In the 1850s, the “Know Nothing” party gained power as they exploited anti-immigrant sentiment to target Irish, German, and Italian new arrivals. We’ve seen this throughout history with signs indicating “Irish need not apply.” Today, we have people shouting “Build the Wall” to Latino families.
People assume their family immigrated legally. In most cases, this statement does not reflect the fact that the immigration system was drastically different in the past, and that many of your families would not have been allowed to enter had today’s laws been in effect.
There are plenty of reports during the 1920’s of immigrants jumping ship as the most common form of illegal entry by European nationals, with estimates that 180,000 had deserted the ships to evade immigration authorities with thousands literally swimming to Staten Island. Indeed, my current Republican congressman’s own great grandfather came here without legal status.
When many immigrants arrived in the United States decades ago, there were no requirements to have an existing family or employment relationship with someone in the country, and no requirement to obtain a visa before arriving, as is the case now.
Under today’s outdated immigration system there is simply no “right way” available for millions of people (unless the U.S. grants amnesty like it did for the Cubans.)
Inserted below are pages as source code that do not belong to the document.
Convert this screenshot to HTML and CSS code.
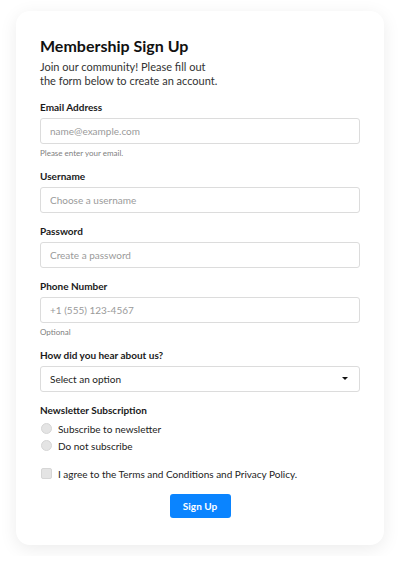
FILE: index.html
```html
<!DOCTYPE html>
<html>
  <head>
    <title>Membership Sign Up</title>
    <link rel="stylesheet" href="styles.css">
  </head>
  <body>
    <main class="page">
      <form class="card">
        <h1>Membership Sign Up</h1>
        <p class="intro">Join our community! Please fill out the form below to create an account.</p>

        <div class="form-group">
          <label class="field-label" for="email">Email Address</label>
          <input type="email" id="email" placeholder="name@example.com" />
          <small class="hint">Please enter your email.</small>
        </div>

        <div class="form-group">
          <label class="field-label" for="username">Username</label>
          <input type="text" id="username" placeholder="Choose a username" />
        </div>

        <div class="form-group">
          <label class="field-label" for="password">Password</label>
          <input type="password" id="password" placeholder="Create a password" />
        </div>

        <div class="form-group">
          <label class="field-label" for="phone">Phone Number</label>
          <input type="tel" id="phone" placeholder="+1 (555) 123-4567" />
          <small class="hint">Optional</small>
        </div>

        <div class="form-group">
          <label class="field-label" for="source">How did you hear about us?</label>
          <div class="select-wrap">
            <select id="source">
              <option>Select an option</option>
              <option>Friend</option>
              <option>Social media</option>
              <option>Search engine</option>
            </select>
          </div>
        </div>

        <div class="form-group">
          <span class="field-label group-title">Newsletter Subscription</span>
          <label class="choice"><input type="radio" name="newsletter" /> Subscribe to newsletter</label>
          <label class="choice"><input type="radio" name="newsletter" /> Do not subscribe</label>
        </div>

        <div class="form-group">
          <label class="choice"><input type="checkbox" /> I agree to the Terms and Conditions and Privacy Policy.</label>
        </div>

        <div class="actions">
          <button type="submit">Sign Up</button>
        </div>
      </form>
    </main>
  </body>
</html>
```

FILE: styles.css
```css
/* reset */
* {
  box-sizing: border-box;
  margin: 0;
  padding: 0;
}

body {
  background-color: #fff;
  font-family: Lato, "Noto Sans", sans-serif;
  color: #222;
}

.page {
  padding: 11px 16px;
}

/* card */
.card {
  background-color: #fff;
  border-radius: 14px;
  box-shadow: 0 4px 18px rgba(0, 0, 0, 0.08);
  padding: 24px 24px 27px;
}

h1 {
  font-size: 16px;
  line-height: 22px;
  font-weight: bold;
  color: #111;
}

.intro {
  max-width: 180px;
  margin-top: 3px;
  margin-bottom: 12px;
  font-size: 11px;
  line-height: 14px;
  color: #333;
}

.form-group {
  display: flex;
  flex-direction: column;
  margin-bottom: 11px;
}

.field-label {
  font-size: 10px;
  line-height: 14px;
  font-weight: bold;
  color: #1a1a1a;
  margin-bottom: 4px;
}

input[type="email"],
input[type="text"],
input[type="password"],
input[type="tel"],
select {
  width: 100%;
  height: 26px;
  padding: 0 9px;
  border: 1px solid #dcdcdc;
  border-radius: 3px;
  background-color: #fff;
  font-family: inherit;
  font-size: 10px;
  color: #222;
}

input::placeholder {
  color: #9a9a9a;
}

.hint {
  margin-top: 4px;
  font-size: 8px;
  line-height: 10px;
  color: #808080;
}

/* select with its own caret */
.select-wrap {
  position: relative;
}

select {
  appearance: none;
  -webkit-appearance: none;
  color: #222;
}

.select-wrap::after {
  content: "";
  position: absolute;
  right: 12px;
  top: 11px;
  border-left: 3px solid transparent;
  border-right: 3px solid transparent;
  border-top: 3.5px solid #111;
}

/* radio / checkbox rows */
.group-title {
  margin-bottom: 3px;
}

.choice {
  display: flex;
  align-items: center;
  gap: 6px;
  height: 17px;
  font-size: 10px;
  color: #222;
}

.choice input {
  appearance: none;
  -webkit-appearance: none;
  width: 11px;
  height: 11px;
  margin-left: 1px;
  background-color: #e4e4e4;
  border: 1px solid #d6d6d6;
  border-radius: 50%;
}

.choice input[type="checkbox"] {
  border-radius: 2px;
}

.actions {
  display: flex;
  justify-content: center;
  margin-top: 12px;
}

button {
  width: 61px;
  height: 24px;
  border: none;
  border-radius: 3px;
  background-color: #0a84ff;
  color: #fff;
  font-family: inherit;
  font-size: 10px;
  font-weight: bold;
  cursor: pointer;
}
```
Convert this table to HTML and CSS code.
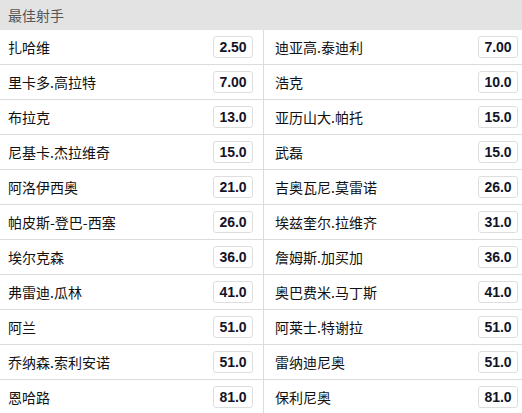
FILE: index.html
```html
<!DOCTYPE html>
<html lang="zh">
<head>
<meta charset="utf-8">
<link rel="stylesheet" href="styles.css">
</head>
<body>
<div class="panel">
  <div class="header">最佳射手</div>
  <div class="grid">
    <div class="cell left"><span class="name">扎哈维</span><span class="odds">2.50</span></div>
    <div class="cell right"><span class="name">迪亚高.泰迪利</span><span class="odds">7.00</span></div>
    <div class="cell left"><span class="name">里卡多.高拉特</span><span class="odds">7.00</span></div>
    <div class="cell right"><span class="name">浩克</span><span class="odds">10.0</span></div>
    <div class="cell left"><span class="name">布拉克</span><span class="odds">13.0</span></div>
    <div class="cell right"><span class="name">亚历山大.帕托</span><span class="odds">15.0</span></div>
    <div class="cell left"><span class="name">尼基卡.杰拉维奇</span><span class="odds">15.0</span></div>
    <div class="cell right"><span class="name">武磊</span><span class="odds">15.0</span></div>
    <div class="cell left"><span class="name">阿洛伊西奥</span><span class="odds">21.0</span></div>
    <div class="cell right"><span class="name">吉奥瓦尼.莫雷诺</span><span class="odds">26.0</span></div>
    <div class="cell left"><span class="name">帕皮斯-登巴-西塞</span><span class="odds">26.0</span></div>
    <div class="cell right"><span class="name">埃兹奎尔.拉维齐</span><span class="odds">31.0</span></div>
    <div class="cell left"><span class="name">埃尔克森</span><span class="odds">36.0</span></div>
    <div class="cell right"><span class="name">詹姆斯.加买加</span><span class="odds">36.0</span></div>
    <div class="cell left"><span class="name">弗雷迪.瓜林</span><span class="odds">41.0</span></div>
    <div class="cell right"><span class="name">奥巴费米.马丁斯</span><span class="odds">41.0</span></div>
    <div class="cell left"><span class="name">阿兰</span><span class="odds">51.0</span></div>
    <div class="cell right"><span class="name">阿莱士.特谢拉</span><span class="odds">51.0</span></div>
    <div class="cell left"><span class="name">乔纳森.索利安诺</span><span class="odds">51.0</span></div>
    <div class="cell right"><span class="name">雷纳迪尼奥</span><span class="odds">51.0</span></div>
    <div class="cell left"><span class="name">恩哈路</span><span class="odds">81.0</span></div>
    <div class="cell right"><span class="name">保利尼奥</span><span class="odds">81.0</span></div>
  </div>
</div>
</body>
</html>
```
FILE: styles.css
```css
html, body {
  margin: 0;
  padding: 0;
  background: #fff;
  overflow: hidden;
}
.panel {
  width: 527px;
  font-family: "Noto Sans CJK SC", "Noto Sans", sans-serif;
}
.header {
  height: 30px;
  line-height: 30px;
  padding-left: 8px;
  background: #e3e3e3;
  color: #555;
  font-size: 14px;
}
.grid {
  display: grid;
  grid-template-columns: 263px 264px;
}
.cell {
  height: 34px;
  border-bottom: 1px solid #dcdcdc;
  display: flex;
  align-items: center;
  justify-content: space-between;
  box-sizing: content-box;
}
.left {
  padding: 0 10px 0 8px;
  width: 245px;
}
.right {
  border-left: 1px solid #dcdcdc;
  padding: 0 9px 0 11px;
  width: 243px;
}
.name {
  font-size: 14px;
  color: #111;
  line-height: 20px;
}
.odds {
  box-sizing: border-box;
  width: 40px;
  height: 22px;
  border: 1px solid #dedede;
  border-radius: 3px;
  font-family: "Liberation Sans", Arial, sans-serif;
  font-size: 14px;
  font-weight: bold;
  color: #141428;
  line-height: 20px;
  text-align: center;
}
```
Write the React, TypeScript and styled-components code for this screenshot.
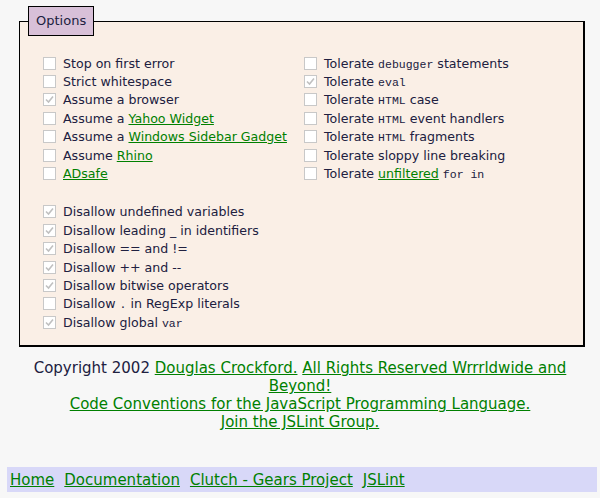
import React from 'react';
import styled, { createGlobalStyle } from 'styled-components';

const GlobalStyle = createGlobalStyle`
  body {
    margin: 0;
    background-color: #f7f7f7;
    font-family: "DejaVu Sans", Verdana, sans-serif;
    color: #202040;
  }
`;

const Page = styled.div`
  padding: 6px 8px 6px 8px;
`;

const Fieldset = styled.fieldset`
  margin: 0 7px 0 11px;
  padding: 18px 0 14px 23px;
  background-color: #faefe6;
  border: 1px solid #000;
  border-right-width: 2px;
  border-bottom-width: 2px;
`;

const Legend = styled.legend`
  margin-left: -15px;
  padding: 6px 7px 7px;
  background-color: #d8c0d8;
  border: 1px solid #000;
  font-size: 13px;
`;

const Columns = styled.div`
  display: grid;
  grid-template-columns: 261px 1fr;
`;

const Column = styled.div`
  display: flex;
  flex-direction: column;
`;

const Gap = styled.div`
  height: 20px;
`;

const Row = styled.label`
  display: flex;
  align-items: center;
  gap: 7px;
  height: 18.4px;
  font-size: 12.6px;
  white-space: nowrap;
`;

const Box = styled.span`
  width: 11px;
  height: 11px;
  border: 1px solid #c8c8c8;
  background: #fff;
  display: inline-flex;
  align-items: center;
  justify-content: center;
  flex-shrink: 0;
`;

const Code = styled.code`
  font-family: "Liberation Mono", monospace;
  font-size: 11.5px;
`;

const Link = styled.a`
  color: #008000;
  text-decoration: underline;
`;

const Footer = styled.div`
  margin-top: 12px;
  text-align: center;
  font-size: 15px;
  line-height: 18px;
  padding: 0 24px;
`;

const NavBar = styled.nav`
  margin: 36px -5px 0 -1px;
  height: 25px;
  background-color: #d8d8f8;
  display: flex;
  align-items: center;
  gap: 10px;
  padding: 0 3px;
  font-size: 15px;
`;

const Check = ({ on }: { on?: boolean }) => (
  <Box>
    {on && (
      <svg width="9" height="9" viewBox="0 0 9 9">
        <path d="M1 4.5 L3.5 7 L8 1.5" stroke="#c0c0c0" strokeWidth="1.6" fill="none" />
      </svg>
    )}
  </Box>
);

const Option = ({ on, children }: { on?: boolean; children: React.ReactNode }) => (
  <Row>
    <Check on={on} />
    <span>{children}</span>
  </Row>
);

const App: React.FC = () => (
  <Page>
    <GlobalStyle />
    <Fieldset>
      <Legend>Options</Legend>
      <Columns>
        <Column>
          <Option>Stop on first error</Option>
          <Option>Strict whitespace</Option>
          <Option on>Assume a browser</Option>
          <Option>Assume a <Link href="#">Yahoo Widget</Link></Option>
          <Option>Assume a <Link href="#">Windows Sidebar Gadget</Link></Option>
          <Option>Assume <Link href="#">Rhino</Link></Option>
          <Option><Link href="#">ADsafe</Link></Option>
          <Gap />
          <Option on>Disallow undefined variables</Option>
          <Option on>Disallow leading _ in identifiers</Option>
          <Option on>Disallow == and !=</Option>
          <Option on>Disallow ++ and --</Option>
          <Option on>Disallow bitwise operators</Option>
          <Option>Disallow <Code>.</Code> in RegExp literals</Option>
          <Option on>Disallow global <Code>var</Code></Option>
        </Column>
        <Column>
          <Option>Tolerate <Code>debugger</Code> statements</Option>
          <Option on>Tolerate <Code>eval</Code></Option>
          <Option>Tolerate <Code>HTML</Code> case</Option>
          <Option>Tolerate <Code>HTML</Code> event handlers</Option>
          <Option>Tolerate <Code>HTML</Code> fragments</Option>
          <Option>Tolerate sloppy line breaking</Option>
          <Option>Tolerate <Link href="#">unfiltered</Link> <Code>for in</Code></Option>
        </Column>
      </Columns>
    </Fieldset>
    <Footer>
      Copyright 2002 <Link href="#">Douglas Crockford.</Link>{' '}
      <Link href="#">All Rights Reserved Wrrrldwide and Beyond!</Link>
      <br />
      <Link href="#">Code Conventions for the JavaScript Programming Language.</Link>
      <br />
      <Link href="#">Join the JSLint Group.</Link>
    </Footer>
    <NavBar>
      <Link href="#">Home</Link>
      <Link href="#">Documentation</Link>
      <Link href="#">Clutch - Gears Project</Link>
      <Link href="#">JSLint</Link>
    </NavBar>
  </Page>
);

export default App;
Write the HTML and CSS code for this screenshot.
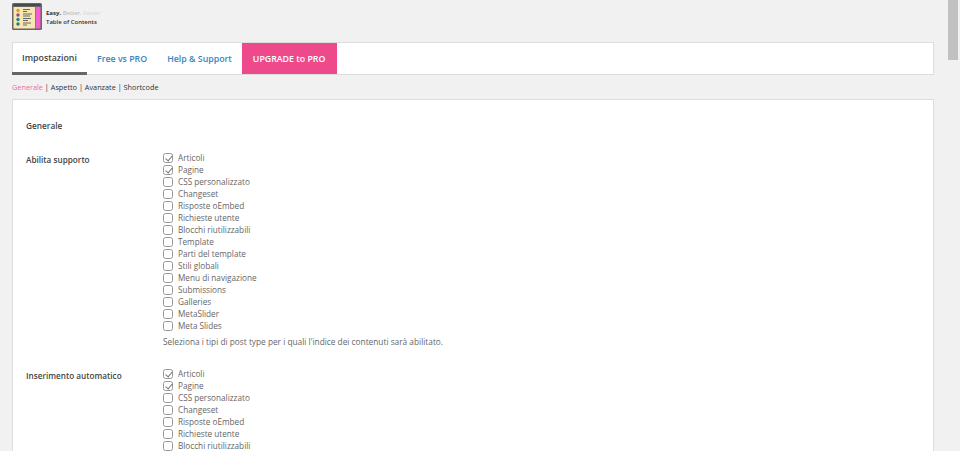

There is no question that some U.S. born Americans feel left behind from the global economy and feel that the American Dream is becoming more and more out of reach. Unfortunately, politicians — like Donald Trump — readily lump all immigrants into the culprits who are stealing the American Dream.
Trump is misleading the American people. He said we should buy American-made products and yet his businesses buy from China and other countries. On healthcare, he said “insurance for everybody,” and yet under the most recent bill from GOP Senators, almost 22 million Americans would have lost coverage.
Trump says he can keep the American Dream alive. The American Dream, however, is fueled by Americans — citizen or not — who labor each day to make this nation a more perfect union that can live up to the liberties enshrined in our founding documents.
I saw this every day when my undocumented mother got up each morning at five in the morning to collect aluminum cans so that she could sell them and save for my law school tuition.
“We the People” keep the American Dream alive, not politicians, and it belongs to us all.